Para poder acceder a esta plenitud no se tiene que esperar a la muerte, Dios en su infinita sabiduría y como Padre amoroso que es, sabe de la necesidad que tiene el hombre por conocerle para poder así alcanzar su plenitud. Es por esto que Dios nos dio la capacidad de poder encontrarlo en nuestro interior. A diferencia de lo que nos propone el mundo nuestra plenitud no se encuentra en las cosas exteriores. Es sencillo para el ser humano perderse en lo que ve a su alrededor porque nuestros sentidos son lo más próximo que tenemos, sin embargo a veces se vuelve complicado aventurarse a descubrir lo que hay en el interior. No adentrarnos al corazón nos puede hacer caer en el error de creer que lo terreno es lo único existente. Así como un bebé, antes de nacer, cree que el vientre de su madre es lo único que conocerá. Del mismo modo las cosas del mundo se nos presentan como únicas y grandiosas, sin embargo por más atractivas que parezcan se acabarán, son finitas. Mientras que el propósito al que nos llama Dios es infinito.
Esta llamada que nos hace nuestro Padre es primeramente comunitaria y dentro de ella, personal. Dios Padre conoce la comunión ya que Él es comunión con Dios Hijo y Dios Espíritu Santo. Y ya que fuimos creados a su imagen y semejanza, también somos llamados a vivir la comunión. Dentro de este llamado comunitario encontramos nuestra individualidad, donde Dios nos reconoce como seres únicos: “No temas, que yo te he libertado; yo te llamé por tu nombre, tú eres mío” (Is 43, 1). En esta unicidad, Dios nos pensó con una misión exclusiva; esta vocación para la cual fuimos pensados nos dará nuestra plenitud, nos descubriremos creación e hijos de Dios con una vocación a la cual nos invita, respetando siempre nuestro libre albedrío.
Esta libertad es clave en nuestro llamado.

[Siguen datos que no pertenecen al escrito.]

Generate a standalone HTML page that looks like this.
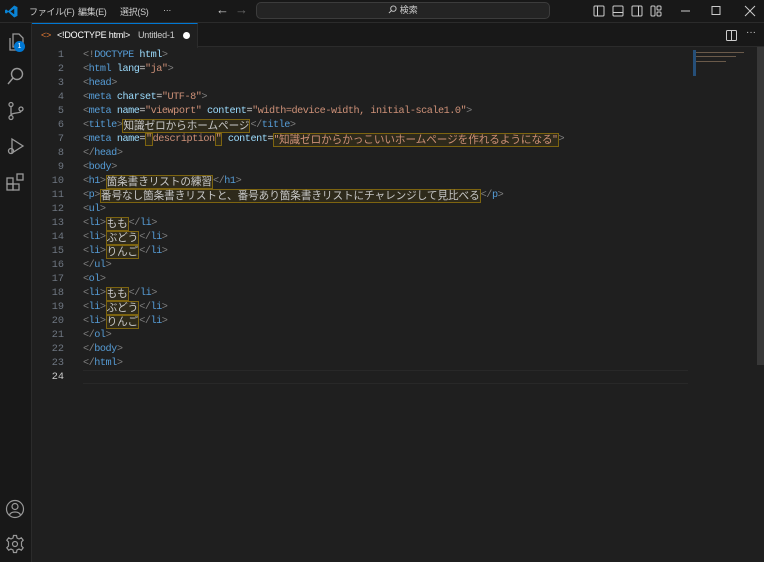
<!DOCTYPE html>
<html><head><meta charset="utf-8"><style>
*{margin:0;padding:0;box-sizing:border-box}
body{width:764px;height:562px;background:#1f1f1f;position:relative;overflow:hidden;font-family:"Liberation Sans","Noto Sans CJK JP",sans-serif;color:#ccc}
.tb{position:absolute;left:0;top:0;width:764px;height:23px;background:#181818;border-bottom:1px solid #2b2b2b}
.menu{position:absolute;top:5px;font-size:9px;color:#ccc;letter-spacing:-0.3px}
.search{position:absolute;left:256px;top:2px;width:294px;height:17px;border:1px solid #3c3c3c;border-radius:5px;background:#242424;font-size:9px;color:#ccc;text-align:center;line-height:15px}
.ab{position:absolute;left:0;top:23px;width:32px;height:539px;background:#181818;border-right:1px solid #2b2b2b}
.tabs{position:absolute;left:32px;top:23px;width:732px;height:24px;background:#181818;border-bottom:1px solid #2b2b2b}
.tab{position:absolute;left:0;top:0;width:166px;height:25px;background:#1f1f1f;border-top:1px solid #0078d4;border-right:1px solid #2b2b2b;font-size:9px;line-height:23px;color:#fff;letter-spacing:-0.2px}
.code{position:absolute;left:0;top:49px;font-family:"Liberation Mono","Noto Sans CJK JP",monospace;font-size:10.2px;letter-spacing:-0.48px}
.l{height:14px;line-height:14px;white-space:pre;position:relative}
.n{position:absolute;left:32px;width:32px;text-align:right;color:#6e7681;letter-spacing:0}
.c{position:absolute;left:83px;color:#d4d4d4}
.g{color:#808080}.t{color:#569cd6}.a{color:#9cdcfe}.s{color:#ce9178}
.j{font-size:10.6px;letter-spacing:-0.05px;font-family:"Noto Sans CJK JP",sans-serif;display:inline-block;line-height:12px;border:1px solid #7d6410;background:rgba(100,80,15,.22);vertical-align:top;color:#c8c8c8}
.js{color:#ce9178}
.q{border:1px solid #7d6410;background:rgba(100,80,15,.22)}
</style></head><body>
<div class="tb">
<svg style="position:absolute;left:5px;top:5px" width="13" height="13" viewBox="0 0 24 24"><path d="M17 1 L23 4 V20 L17 23 L6 13 L2 16 L0 14 V10 L2 8 L6 11 Z M17 7 L10 12 L17 17 Z" fill="#0a84d6"/></svg>
<span class="menu" style="left:29px">ファイル(F)</span>
<span class="menu" style="left:78px">編集(E)</span>
<span class="menu" style="left:120px">選択(S)</span>
<span class="menu" style="left:163px">···</span>
<span class="menu" style="left:216px;top:2px;font-size:13px">←</span>
<span class="menu" style="left:235px;top:2px;font-size:13px;color:#666">→</span>
<div class="search"><svg width="9" height="9" viewBox="0 0 10 10" style="vertical-align:-1px"><circle cx="6" cy="4" r="3" stroke="#ccc" fill="none"/><path d="M4 6 L1 9" stroke="#ccc"/></svg> 検索</div>
<svg style="position:absolute;left:593px;top:5px" width="70" height="12" viewBox="0 0 70 12" fill="none" stroke="#ccc"><rect x="1" y="1" width="10" height="10" rx="1"/><path d="M4.5 1V11"/><rect x="20" y="1" width="10" height="10" rx="1"/><path d="M20 7.5H30"/><rect x="39" y="1" width="10" height="10" rx="1"/><path d="M45.5 1V11"/><rect x="58" y="1" width="4" height="10" rx="1"/><rect x="64" y="1" width="4" height="4" rx="1"/><rect x="64" y="7" width="4" height="4" rx="1"/></svg>
<svg style="position:absolute;left:680px;top:5px" width="80" height="12" viewBox="0 0 80 12" fill="none" stroke="#ccc"><path d="M1 6H10"/><rect x="32" y="1.5" width="8" height="8"/><path d="M65 1L75 11M75 1L65 11"/></svg>
</div>
<div class="ab">
<svg style="position:absolute;left:6px;top:9px" width="20" height="20" viewBox="0 0 20 20" fill="none" stroke="#999" stroke-width="1.3"><path d="M7 2H13L17 6V15H7Z"/><path d="M4 6V18H13"/></svg>
<div style="position:absolute;left:14px;top:18px;width:11px;height:11px;border-radius:50%;background:#0078d4;color:#fff;font-size:7px;text-align:center;line-height:11px">1</div>
<svg style="position:absolute;left:6px;top:43px" width="20" height="20" viewBox="0 0 20 20" fill="none" stroke="#999" stroke-width="1.4"><circle cx="11" cy="8" r="5.5"/><path d="M7 12L2 18"/></svg>
<svg style="position:absolute;left:6px;top:78px" width="20" height="20" viewBox="0 0 20 20" fill="none" stroke="#999" stroke-width="1.3"><circle cx="5" cy="3.5" r="2"/><circle cx="5" cy="16.5" r="2"/><circle cx="15" cy="8" r="2"/><path d="M5 5.5V14.5M15 10C15 13 5 11 5 14.5"/></svg>
<svg style="position:absolute;left:6px;top:113px" width="20" height="20" viewBox="0 0 20 20" fill="none" stroke="#999" stroke-width="1.3"><path d="M6 3L17 10L6 17Z"/><circle cx="5" cy="15" r="2.5"/></svg>
<svg style="position:absolute;left:6px;top:149px" width="20" height="20" viewBox="0 0 20 20" fill="none" stroke="#999" stroke-width="1.3"><rect x="1" y="6" width="6" height="6"/><rect x="1" y="12" width="6" height="6"/><rect x="7" y="12" width="6" height="6"/><rect x="11" y="2" width="6" height="6"/></svg>
<svg style="position:absolute;left:5px;top:476px" width="20" height="20" viewBox="0 0 20 20" fill="none" stroke="#999" stroke-width="1.2"><circle cx="10" cy="10" r="8.5"/><circle cx="10" cy="7.5" r="3"/><path d="M4.5 16C6 12 14 12 15.5 16"/></svg>
<svg style="position:absolute;left:5px;top:511px" width="20" height="20" viewBox="0 0 20 20" fill="none" stroke="#999" stroke-width="1.2"><path d="M8.5 1.5H11.5L12 4L14 5L16.3 3.8L18.2 6.2L16.5 8L16.5 12L18.2 13.8L16.3 16.2L14 15L12 16L11.5 18.5H8.5L8 16L6 15L3.7 16.2L1.8 13.8L3.5 12V8L1.8 6.2L3.7 3.8L6 5L8 4Z"/><circle cx="10" cy="10" r="2.5"/></svg>
</div>
<div class="tabs">
<div class="tab"><span style="position:absolute;left:9px;color:#e37933;font-size:9px">&lt;&gt;</span><span style="position:absolute;left:25px">&lt;!DOCTYPE html&gt;</span><span style="position:absolute;left:106px;color:#ccc">Untitled-1</span><span style="position:absolute;left:151px;top:8px;width:7px;height:7px;border-radius:50%;background:#fff"></span></div>
<svg style="position:absolute;left:694px;top:7px" width="11" height="11" viewBox="0 0 11 11" fill="none" stroke="#ccc"><rect x="0.5" y="0.5" width="10" height="10" rx="1"/><path d="M5.5 0.5V10.5"/></svg>
<span style="position:absolute;left:714px;top:4px;font-size:10px;color:#ccc">···</span>
</div>
<div style="position:absolute;left:83px;top:370px;width:605px;height:14px;border-top:1px solid #282828;border-bottom:1px solid #282828"></div>
<div style="position:absolute;left:757px;top:47px;width:7px;height:318px;background:#383838"></div>
<div style="position:absolute;left:693px;top:50px;width:3px;height:26px;background:#264f78"></div>
<div style="position:absolute;left:696px;top:52px;width:48px;height:1px;background:#6a5a4a"></div>
<div style="position:absolute;left:696px;top:56px;width:40px;height:1px;background:#6a5a4a"></div>
<div style="position:absolute;left:696px;top:61px;width:30px;height:1px;background:#6a5a4a"></div>
<div class="code">
<div class="l"><span class="n">1</span><span class="c"><span class="g">&lt;!</span><span class="t">DOCTYPE</span> <span class="a">html</span><span class="g">&gt;</span></span></div>
<div class="l"><span class="n">2</span><span class="c"><span class="g">&lt;</span><span class="t">html</span> <span class="a">lang</span>=<span class="s">"ja"</span><span class="g">&gt;</span></span></div>
<div class="l"><span class="n">3</span><span class="c"><span class="g">&lt;</span><span class="t">head</span><span class="g">&gt;</span></span></div>
<div class="l"><span class="n">4</span><span class="c"><span class="g">&lt;</span><span class="t">meta</span> <span class="a">charset</span>=<span class="s">"UTF-8"</span><span class="g">&gt;</span></span></div>
<div class="l"><span class="n">5</span><span class="c"><span class="g">&lt;</span><span class="t">meta</span> <span class="a">name</span>=<span class="s">"viewport"</span> <span class="a">content</span>=<span class="s">"width=device-width, initial-scale1.0"</span><span class="g">&gt;</span></span></div>
<div class="l"><span class="n">6</span><span class="c"><span class="g">&lt;</span><span class="t">title</span><span class="g">&gt;</span><span class="j">知識ゼロからホームページ</span><span class="g">&lt;/</span><span class="t">title</span><span class="g">&gt;</span></span></div>
<div class="l"><span class="n">7</span><span class="c"><span class="g">&lt;</span><span class="t">meta</span> <span class="a">name</span>=<span class="s"><span class="q">"</span>description<span class="q">"</span></span> <span class="a">content</span>=<span class="j js">"知識ゼロからかっこいいホームページを作れるようになる"</span><span class="g">&gt;</span></span></div>
<div class="l"><span class="n">8</span><span class="c"><span class="g">&lt;/</span><span class="t">head</span><span class="g">&gt;</span></span></div>
<div class="l"><span class="n">9</span><span class="c"><span class="g">&lt;</span><span class="t">body</span><span class="g">&gt;</span></span></div>
<div class="l"><span class="n">10</span><span class="c"><span class="g">&lt;</span><span class="t">h1</span><span class="g">&gt;</span><span class="j">箇条書きリストの練習</span><span class="g">&lt;/</span><span class="t">h1</span><span class="g">&gt;</span></span></div>
<div class="l"><span class="n">11</span><span class="c"><span class="g">&lt;</span><span class="t">p</span><span class="g">&gt;</span><span class="j">番号なし箇条書きリストと、番号あり箇条書きリストにチャレンジして見比べる</span><span class="g">&lt;/</span><span class="t">p</span><span class="g">&gt;</span></span></div>
<div class="l"><span class="n">12</span><span class="c"><span class="g">&lt;</span><span class="t">ul</span><span class="g">&gt;</span></span></div>
<div class="l"><span class="n">13</span><span class="c"><span class="g">&lt;</span><span class="t">li</span><span class="g">&gt;</span><span class="j">もも</span><span class="g">&lt;/</span><span class="t">li</span><span class="g">&gt;</span></span></div>
<div class="l"><span class="n">14</span><span class="c"><span class="g">&lt;</span><span class="t">li</span><span class="g">&gt;</span><span class="j">ぶどう</span><span class="g">&lt;/</span><span class="t">li</span><span class="g">&gt;</span></span></div>
<div class="l"><span class="n">15</span><span class="c"><span class="g">&lt;</span><span class="t">li</span><span class="g">&gt;</span><span class="j">りんご</span><span class="g">&lt;/</span><span class="t">li</span><span class="g">&gt;</span></span></div>
<div class="l"><span class="n">16</span><span class="c"><span class="g">&lt;/</span><span class="t">ul</span><span class="g">&gt;</span></span></div>
<div class="l"><span class="n">17</span><span class="c"><span class="g">&lt;</span><span class="t">ol</span><span class="g">&gt;</span></span></div>
<div class="l"><span class="n">18</span><span class="c"><span class="g">&lt;</span><span class="t">li</span><span class="g">&gt;</span><span class="j">もも</span><span class="g">&lt;/</span><span class="t">li</span><span class="g">&gt;</span></span></div>
<div class="l"><span class="n">19</span><span class="c"><span class="g">&lt;</span><span class="t">li</span><span class="g">&gt;</span><span class="j">ぶどう</span><span class="g">&lt;/</span><span class="t">li</span><span class="g">&gt;</span></span></div>
<div class="l"><span class="n">20</span><span class="c"><span class="g">&lt;</span><span class="t">li</span><span class="g">&gt;</span><span class="j">りんご</span><span class="g">&lt;/</span><span class="t">li</span><span class="g">&gt;</span></span></div>
<div class="l"><span class="n">21</span><span class="c"><span class="g">&lt;/</span><span class="t">ol</span><span class="g">&gt;</span></span></div>
<div class="l"><span class="n">22</span><span class="c"><span class="g">&lt;/</span><span class="t">body</span><span class="g">&gt;</span></span></div>
<div class="l"><span class="n">23</span><span class="c"><span class="g">&lt;/</span><span class="t">html</span><span class="g">&gt;</span></span></div>
<div class="l"><span class="n" style="color:#ccc">24</span></div>
</div>
</body></html>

Al habernos entregado el don de la libertad, Dios nunca se contradeciría y nos la quitaría, eso iría en contra de su propia naturaleza, por lo que cuando nos llama siempre lo hace respetando nuestra decisión. Con nuestra respuesta, ejercemos nuestra libertad de elegir, así como muchos lo han hecho de responder o no al llamado que nos hace nuestro Padre, pero es vital enfatizar que nuestra plenitud radica en dicho llamado, nuestra trascendencia a lo terrenal sólo es posible en Dios.
El hombre nunca podrá ser saciado con las cosas materiales, siempre habrá algo en él que le pida más y más, un hambre que nunca acaba ya que se alimenta con cosas pasajeras del mundo. Solamente en Dios; Padre, Hijo y Espíritu Santo es donde podemos ser real y verdaderamente plenos, es Él quién nos ofrece un amor sin fin, una alegría tan grande que ya no habrá mal en el mundo que nos detenga a predicar su Evangelio, y ni el dolor ni la muerte nos podrán callar o detener porque habremos conocido a la Verdad.
Recordemos siempre que fue Dios quien nos amó primero, y su amor fue tan inmenso que nos dio a su Hijo para salvarnos del pecado. Fue Jesucristo nuestro maestro quién nos mostró el amor eterno del Padre, nuestro llamado a permanecer en él y la certeza de que es sólo en Él donde está nuestra alegría completa: “Yo los amo a ustedes como el Padre me ama a mí; permanezcan pues, en el amor que les tengo. Si obedecen mis mandamientos, permanecerán en mi amor, así como yo obedezco los mandamientos de mi Padre y permanezco en su amor. Les hablo así para que se alegren conmigo y su alegría sea completa” (Jn 15, 9-10).